Resistance and Counter-Networks
Finally, Castells' analysis of how networks enable new forms of resistance provides perspective on potential counter-hegemonic uses of generative AI. In Networks of Outrage and Hope, Castells (2012) observes:
By engaging in the production of mass self-communication messages ... social actors ... increase their chances of enacting social and political change - even if they start from a subordinate position in institutional power, financial resources, or symbolic legitimacy.
This suggests possibilities for marginalised communities to appropriate generative AI technologies for their own purposes, potentially challenging dominant power structures. Open-source AI models, community-controlled training datasets, and local adaptations of generative technologies might enable forms of "counter-power" that resist corporate or state domination of these technological systems.
However, the resource-intensive nature of advanced AI development poses significant challenges to such grassroots appropriation. Castells' framework suggests that resistance to dominant generative AI paradigms will likely require forming counter-networks that pool resources and expertise across traditional boundaries.
Impacts and Implications
Manuel Castells' analysis of network society helps us recognise generative AI as a sociotechnical system that reconfigures power relations, economic structures, and cultural processes in complex ways. His insights suggest several key implications for policy, governance, and research regarding generative AI.
First, addressing power concentration requires transparent governance mechanisms that extend beyond national boundaries to match the global scale of AI networks.

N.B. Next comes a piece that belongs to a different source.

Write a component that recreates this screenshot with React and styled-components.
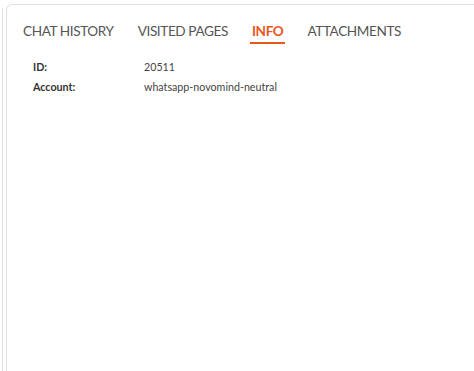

Second, preventing new forms of exclusion necessitates deliberate efforts to democratise access to AI capabilities and ensure diverse cultural representation in training data.
Finally, preserving spaces for authentic cultural expression may require protections for human creative labor and community intellectual property.
Additionally, his work invites deeper investigation of emerging forms of resistance and alternative AI development that challenge dominant paradigms.
By viewing generative AI through Castells' network society theory, we gain a more nuanced understanding of how these technologies extend and transform broader social processes rather than simply disrupting them from outside. This perspective is essential for developing approaches to AI governance and deployment that promote equitable, culturally responsive, and socially beneficial outcomes across global networks.
References
Castells, M. (1996). The Rise of the Network Society, The Information Age: Economy, Society and Culture, Vol. I. Blackwell.
Castells, M. (1997). The Power of Identity, The Information Age: Economy, Society and Culture, Vol. II. Blackwell.
Castells, M. (1998). End of Millennium, The Information Age: Economy, Society and Culture, Vol. III. Blackwell.
Castells, M. (2001). The Internet Galaxy: Reflections on the Internet, Business, and Society. Oxford University Press.
Castells, M. (2009). Communication Power. Oxford University Press.
Castells, M. (2012). Networks of Outrage and Hope: Social Movements in the Internet Age. Polity Press.